§ Written exercise
Extract, from the listing that follows, each line containing the word "with".

— Begin Information given —

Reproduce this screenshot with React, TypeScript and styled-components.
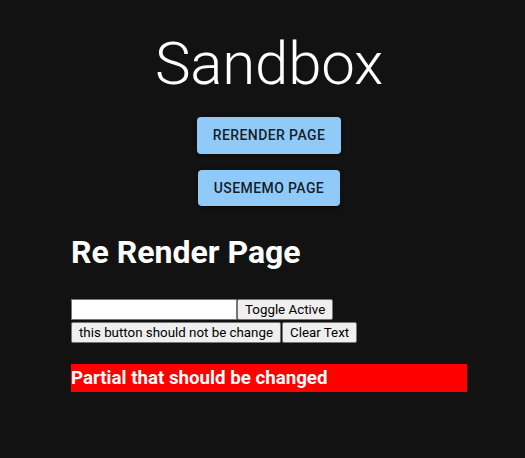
import React from "react";
import styled, { createGlobalStyle } from "styled-components";

const Global = createGlobalStyle`
  html, body { margin: 0; padding: 0; background: #121212; }
  body { font-family: Roboto, "Liberation Sans", sans-serif; color: #fff; }
  * { box-sizing: border-box; }
`;

const Page = styled.div`
  min-height: 458px;
  background: #121212;
  padding: 28px 0 0 71px;
`;

const Container = styled.main`
  width: 396px;
  display: flex;
  flex-direction: column;
`;

const Header = styled.header`
  display: flex;
  flex-direction: column;
  align-items: center;
`;

const Title = styled.h1`
  margin: 0 0 17px;
  font-size: 60px;
  font-weight: 300;
  line-height: 72px;
  letter-spacing: -0.2px;
`;

const NavButton = styled.button<{ $last?: boolean }>`
  font-family: Roboto, sans-serif;
  font-size: 14px;
  font-weight: 500;
  letter-spacing: 0.4px;
  text-transform: uppercase;
  line-height: 24.5px;
  padding: 6px 16px;
  min-width: 64px;
  border: 0;
  border-radius: 4px;
  background: #90caf9;
  color: rgba(0, 0, 0, 0.87);
  box-shadow: 0 3px 1px -2px rgba(0,0,0,0.2), 0 2px 2px 0 rgba(0,0,0,0.14), 0 1px 5px 0 rgba(0,0,0,0.12);
  margin-bottom: ${(p) => (p.$last ? "27px" : "16px")};
  cursor: pointer;
`;

const Section = styled.section`
  display: flex;
  flex-direction: column;
`;

const Heading = styled.h2`
  margin: 0 0 28px;
  font-size: 32px;
  font-weight: 700;
  line-height: 38px;
`;

const Row = styled.div<{ $gap?: number }>`
  display: flex;
  gap: ${(p) => p.$gap ?? 0}px;
  margin-bottom: 2px;
`;

const TextInput = styled.input`
  width: 166px;
  height: 21px;
  border: 1px solid #767676;
  background: #fff;
  padding: 1px 2px;
  font-family: Roboto, sans-serif;
  font-size: 13.33px;
`;

const PlainButton = styled.button`
  height: 21px;
  padding: 0 7px;
  border: 1px solid #767676;
  border-radius: 2px;
  background: #efefef;
  color: #000;
  font-family: Roboto, sans-serif;
  font-size: 13.33px;
  line-height: 19px;
  white-space: nowrap;
`;

const Partial = styled.h3`
  margin: 19px 0 0;
  background: #ff0000;
  color: #fff;
  font-size: 18.72px;
  font-weight: 700;
  line-height: 28px;
  height: 28px;
`;

export default function App() {
  return (
    <>
      <Global />
      <Page>
        <Container>
          <Header>
            <Title>Sandbox</Title>
            <NavButton>Rerender Page</NavButton>
            <NavButton $last>useMemo Page</NavButton>
          </Header>
          <Section>
            <Heading>Re Render Page</Heading>
            <Row>
              <TextInput type="text" />
              <PlainButton>Toggle Active</PlainButton>
            </Row>
            <Row $gap={1}>
              <PlainButton>this button should not be change</PlainButton>
              <PlainButton>Clear Text</PlainButton>
            </Row>
            <Partial>Partial that should be changed</Partial>
          </Section>
        </Container>
      </Page>
    </>
  );
}
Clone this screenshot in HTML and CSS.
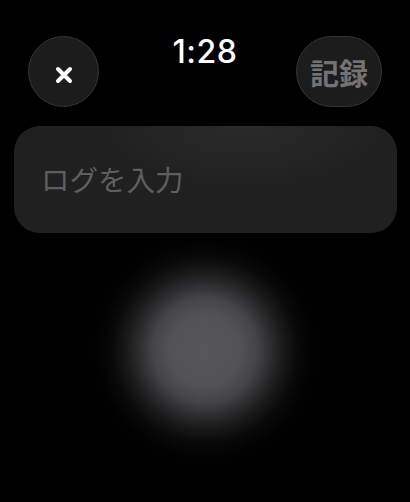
FILE: index.html
```html
<!DOCTYPE html>
<html lang="ja">
<head>
<meta charset="utf-8">
<link rel="stylesheet" href="styles.css">
</head>
<body>
<div class="screen">
  <div class="header">
    <button class="btn-close" aria-label="閉じる">
      <svg width="18" height="18" viewBox="0 0 18 18"><path d="M3 3 L15 15 M15 3 L3 15" stroke="#fff" stroke-width="4" stroke-linecap="round" fill="none"/></svg>
    </button>
    <div class="time">1:28</div>
    <button class="btn-record">記録</button>
  </div>
  <div class="field">
    <span class="placeholder">ログを入力</span>
  </div>
</div>
</body>
</html>
```
FILE: styles.css
```css
html, body {
  margin: 0;
  padding: 0;
  background: #000;
}
.screen {
  width: 410px;
  height: 502px;
  overflow: hidden;
  box-sizing: border-box;
  padding: 36px 13px 0 14px;
  background:
    radial-gradient(circle at 205px 350px, #57575b 0px, #525256 36px, #454548 52px, #303032 64px, #1a1a1b 78px, #0a0a0a 92px, #020202 106px, #000 118px),
    radial-gradient(ellipse 90px 60px at 205px 110px, #151515 0%, #000 100%);
  font-family: "Noto Sans CJK JP", "Noto Sans", sans-serif;
}
.header {
  display: grid;
  grid-template-columns: 1fr auto 1fr;
  align-items: start;
  padding: 0 15px 0 14px;
  height: 71px;
}
.btn-close {
  justify-self: start;
  width: 71px;
  height: 71px;
  border-radius: 50%;
  background: #1c1c1c;
  border: 1.5px solid #353535;
  box-sizing: border-box;
  display: flex;
  align-items: center;
  justify-content: center;
  padding: 6px 0 0 0;
  margin: 0;
}
.time {
  font-family: "Inter", "Roboto", sans-serif;
  font-weight: 500;
  font-size: 32px;
  line-height: 1;
  color: #fff;
  margin-top: 0px;
  letter-spacing: 0.5px;
}
.btn-record {
  justify-self: end;
  width: 86px;
  height: 71px;
  border-radius: 36px;
  background: #1c1c1c;
  border: 1.5px solid #353535;
  box-sizing: border-box;
  color: #737373;
  font-family: "Noto Sans CJK JP", sans-serif;
  font-weight: 700;
  font-size: 29px;
  line-height: 1;
  padding: 2px 0 0 0;
  margin: 0;
}
.field {
  margin-top: 19px;
  width: 383px;
  height: 107px;
  border-radius: 26px;
  background:
    radial-gradient(ellipse 140px 60px at 230px 0px, #2b2b2b 0%, rgba(32,32,32,0) 100%),
    #202020;
  display: flex;
  align-items: center;
  padding-left: 27px;
  box-sizing: border-box;
}
.placeholder {
  color: #5f5f5f;
  font-size: 28.5px;
  line-height: 1;
  font-weight: 400;
  margin-top: 0px;
}
```
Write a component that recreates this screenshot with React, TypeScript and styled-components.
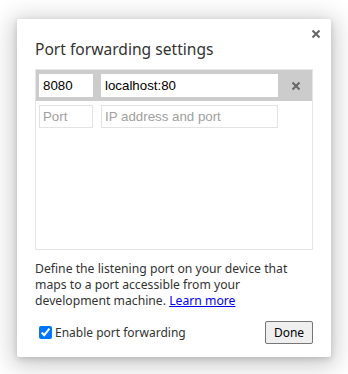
import styled, { createGlobalStyle } from "styled-components";

const GlobalStyle = createGlobalStyle`
  html, body {
    margin: 0;
    padding: 0;
    background: #ffffff;
  }
  body {
    font-family: "Noto Sans", "Open Sans", sans-serif;
  }
`;

const Page = styled.div`
  width: 348px;
  height: 374px;
  padding: 19px 17px 0 17px;
  box-sizing: border-box;
`;

const Dialog = styled.div`
  position: relative;
  width: 314px;
  height: 338px;
  background: #ffffff;
  border-radius: 2px;
  box-shadow: 0 4px 23px 5px rgba(0, 0, 0, 0.2), 0 2px 6px rgba(0, 0, 0, 0.15);
  padding: 19px 18px 0 18px;
  box-sizing: border-box;
  display: flex;
  flex-direction: column;
`;

const CloseButton = styled.button`
  position: absolute;
  top: 8px;
  right: 8px;
  width: 14px;
  height: 14px;
  padding: 0;
  border: none;
  background: transparent;
  display: flex;
  align-items: center;
  justify-content: center;
`;

const Title = styled.h1`
  margin: 0 0 9px 0;
  font-size: 15.6px;
  font-weight: 400;
  color: #333333;
  line-height: 22px;
`;

const RuleList = styled.div`
  height: 179px;
  border: 1px solid #e5e5e5;
  display: flex;
  flex-direction: column;
`;

const Row = styled.div<{ $active?: boolean }>`
  display: flex;
  align-items: center;
  height: 31px;
  padding: 0 3px;
  background: ${(p) => (p.$active ? "#cccccc" : "transparent")};
`;

const Field = styled.input<{ $width: number }>`
  width: ${(p) => p.$width}px;
  height: 23px;
  box-sizing: border-box;
  margin-right: 8px;
  padding: 0 3px;
  border: 1px solid ${(p) => (p.readOnly ? "#ffffff" : "#e3e3e3")};
  background: #ffffff;
  font-family: "Liberation Sans", Arial, sans-serif;
  font-size: 13.3px;
  color: #000000;
  outline: none;
  &::placeholder {
    color: #a0a0a0;
  }
`;

const RemoveButton = styled.button`
  margin-left: auto;
  margin-right: 6px;
  width: 14px;
  height: 14px;
  padding: 0;
  border: none;
  background: transparent;
  display: flex;
  align-items: center;
  justify-content: center;
`;

const Description = styled.p`
  margin: 11px 0 0 0;
  font-size: 12.2px;
  line-height: 16px;
  color: #333333;
`;

const Link = styled.a`
  color: #0000ee;
  text-decoration: underline;
`;

const Footer = styled.div`
  display: flex;
  align-items: center;
  justify-content: space-between;
  margin-top: 12px;
`;

const CheckLabel = styled.label`
  display: flex;
  align-items: center;
  gap: 3px;
  margin-left: 4px;
  font-size: 12px;
  color: #333333;
`;

const Check = styled.input`
  margin: 0;
  width: 13px;
  height: 13px;
  accent-color: #0075ff;
`;

const DoneButton = styled.button`
  width: 48px;
  height: 23px;
  padding: 0;
  border: 1px solid #767676;
  border-radius: 2px;
  background: #efefef;
  font-family: "Noto Sans", "Open Sans", sans-serif;
  font-size: 12px;
  color: #000000;
`;

function Cross({ size, stroke }: { size: number; stroke: number }) {
  return (
    <svg width={size} height={size} viewBox="0 0 10 10">
      <path d="M1.5 1.5 L8.5 8.5 M8.5 1.5 L1.5 8.5" stroke="#666666" strokeWidth={stroke} />
    </svg>
  );
}

export default function App() {
  return (
    <>
      <GlobalStyle />
      <Page>
        <Dialog>
          <CloseButton aria-label="Close">
            <Cross size={10} stroke={2} />
          </CloseButton>
          <Title>Port forwarding settings</Title>
          <RuleList>
            <Row $active>
              <Field $width={54} readOnly value="8080" />
              <Field $width={177} readOnly value="localhost:80" />
              <RemoveButton aria-label="Remove">
                <Cross size={10} stroke={2} />
              </RemoveButton>
            </Row>
            <Row>
              <Field $width={54} placeholder="Port" />
              <Field $width={177} placeholder="IP address and port" />
            </Row>
          </RuleList>
          <Description>
            Define the listening port on your device that maps to a port accessible from your
            development machine. <Link href="#">Learn more</Link>
          </Description>
          <Footer>
            <CheckLabel>
              <Check type="checkbox" defaultChecked />
              Enable port forwarding
            </CheckLabel>
            <DoneButton>Done</DoneButton>
          </Footer>
        </Dialog>
      </Page>
    </>
  );
}
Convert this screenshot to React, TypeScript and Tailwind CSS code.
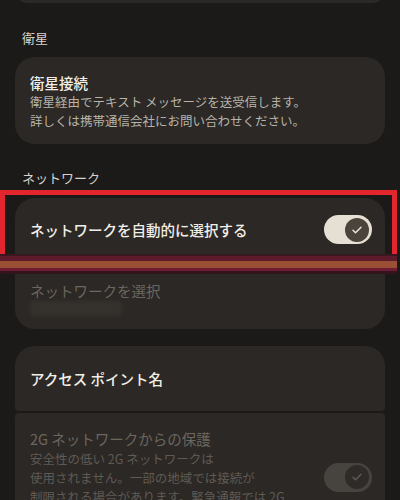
import React from "react";

const Check = ({ color }: { color: string }) => (
  <svg width="12" height="12" viewBox="0 0 24 24" fill="none">
    <path
      d="M4 12.5l5 5L20 6.5"
      stroke={color}
      strokeWidth="3"
      strokeLinecap="round"
      strokeLinejoin="round"
    />
  </svg>
);

const Toggle = ({ disabled = false }: { disabled?: boolean }) => (
  <div
    className={
      disabled
        ? "flex items-center justify-end w-[48px] h-[29px] rounded-full bg-[#47433e] pr-[3px] shrink-0"
        : "flex items-center justify-end w-[48px] h-[29px] rounded-full bg-[#e6dfd3] pr-[3px] shrink-0"
    }
  >
    <div
      className={
        disabled
          ? "flex items-center justify-center w-[24px] h-[24px] rounded-full bg-[#2e2b28]"
          : "flex items-center justify-center w-[24px] h-[24px] rounded-full bg-[#4a443c]"
      }
    >
      <Check color={disabled ? "#5e5953" : "#ebe4d8"} />
    </div>
  </div>
);

export default function App() {
  return (
    <div className="relative w-[400px] h-[500px] overflow-hidden bg-[#1c1a18] font-['Noto_Sans_CJK_JP','Noto_Sans',sans-serif]">
      {/* previous card, scrolled off */}
      <div className="mx-[15px] mt-[-21px] h-[24px] rounded-[20px] bg-[#2b2825]" />

      <div className="mt-[25px] pl-[22px] text-[13px] leading-[20px] text-[#d8d2ca]">
        衛星
      </div>

      <div className="mx-[15px] mt-[9px] rounded-[20px] bg-[#2b2825] pl-[15px] pt-[17px] pb-[14px]">
        <div className="text-[14.5px] leading-[18px] font-medium text-[#f2eee8]">
          衛星接続
        </div>
        <div className="text-[12.5px] leading-[19px] text-[#b9b3aa]">
          衛星経由でテキスト メッセージを送受信します。
          <br />
          詳しくは携帯通信会社にお問い合わせください。
        </div>
      </div>

      <div className="mt-[24px] pl-[22px] text-[13px] leading-[20px] text-[#d8d2ca]">
        ネットワーク
      </div>

      <div className="mx-[15px] mt-[10px] flex flex-col gap-[2px]">
        <div className="flex items-center justify-between h-[63px] rounded-t-[20px] rounded-b-[4px] bg-[#2b2825] pl-[15px] pr-[13px]">
          <span className="text-[14.5px] leading-[20px] font-medium text-[#f2eee8]">
            ネットワークを自動的に選択する
          </span>
          <Toggle />
        </div>
        <div className="rounded-t-[4px] rounded-b-[20px] bg-[#2b2825] pl-[15px] pt-[18px] pb-[13px]">
          <div className="text-[14.5px] leading-[20px] text-[#6b665f]">
            ネットワークを選択
          </div>
          <div className="w-[92px] h-[15px] rounded-[4px] bg-[#35322e] blur-[2px]" />
        </div>
      </div>

      <div className="mx-[15px] mt-[17px] flex flex-col gap-[2px]">
        <div className="flex items-center h-[65px] rounded-t-[20px] rounded-b-[4px] bg-[#2b2825] pl-[15px]">
          <span className="text-[14.5px] leading-[20px] font-medium text-[#f2eee8]">
            アクセス ポイント名
          </span>
        </div>
        <div className="flex items-center justify-between rounded-t-[4px] rounded-b-[20px] bg-[#2b2825] pl-[15px] pr-[13px] pt-[16px] pb-[28px]">
          <div>
            <div className="text-[14.5px] leading-[20px] text-[#6b665f]">
              2G ネットワークからの保護
            </div>
            <div className="text-[12.5px] leading-[19px] text-[#5f5a54]">
              安全性の低い 2G ネットワークは
              <br />
              使用されません。一部の地域では接続が
              <br />
              制限される場合があります。緊急通報では 2G
              <br />
              接続が常に許可されます。
            </div>
          </div>
          <Toggle disabled />
        </div>
      </div>

      {/* red highlight frame */}
      <div className="absolute left-0 top-[190px] w-[397px] h-[64px] border-[5px] border-b-0 border-[#e3262d]" />
      <div className="absolute left-0 top-[254px] w-[397px] flex flex-col">
        <div className="h-[2px] bg-[#3a1820]" />
        <div className="h-[5px] bg-[#5c1a2a]" />
        <div className="h-[7px] bg-[#9a5034]" />
        <div className="h-[3px] bg-[#6e1c34]" />
        <div className="h-[3px] bg-[#33141c]" />
      </div>
    </div>
  );
}
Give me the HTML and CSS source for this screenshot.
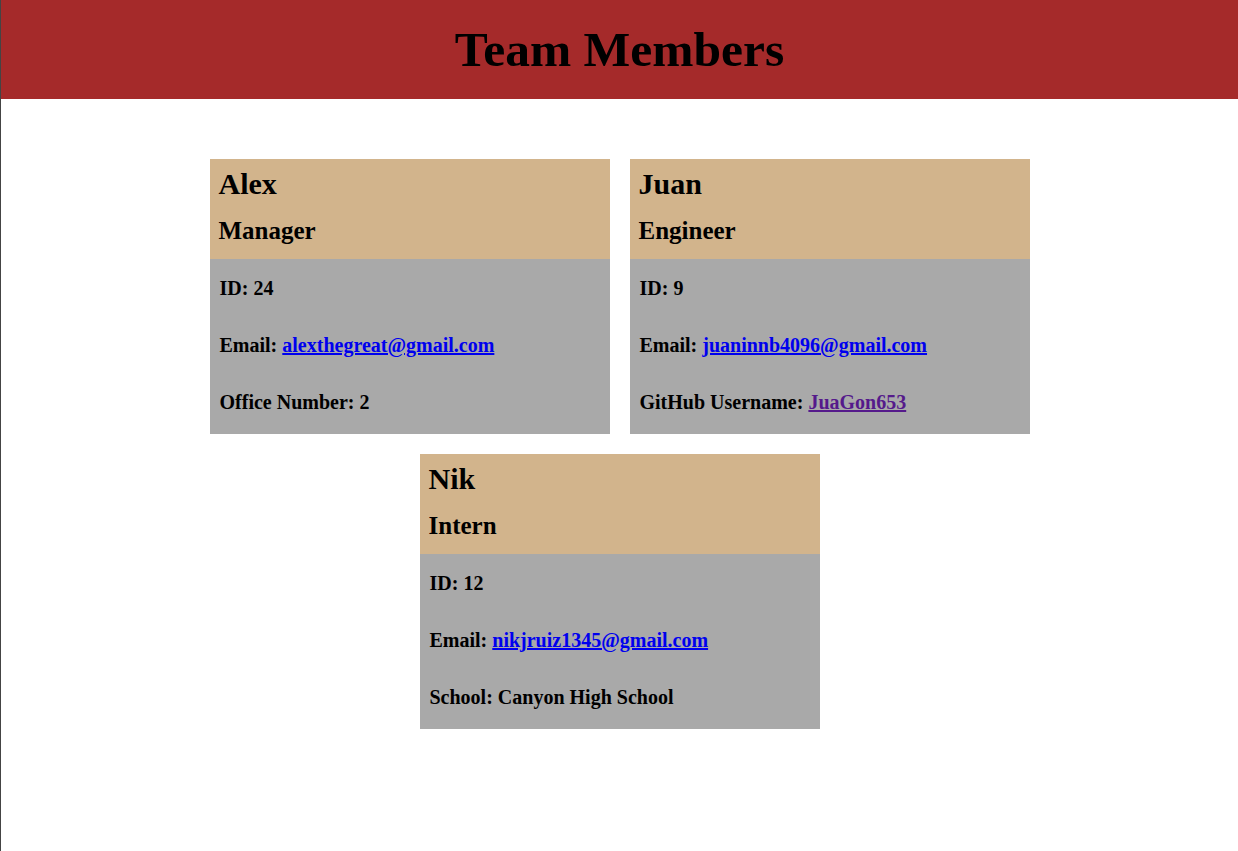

— End Information given —

§ Worked answer
Reproduce this screenshot with React, TypeScript and styled-components.
Write a component that recreates this screenshot with React, TypeScript and styled-components.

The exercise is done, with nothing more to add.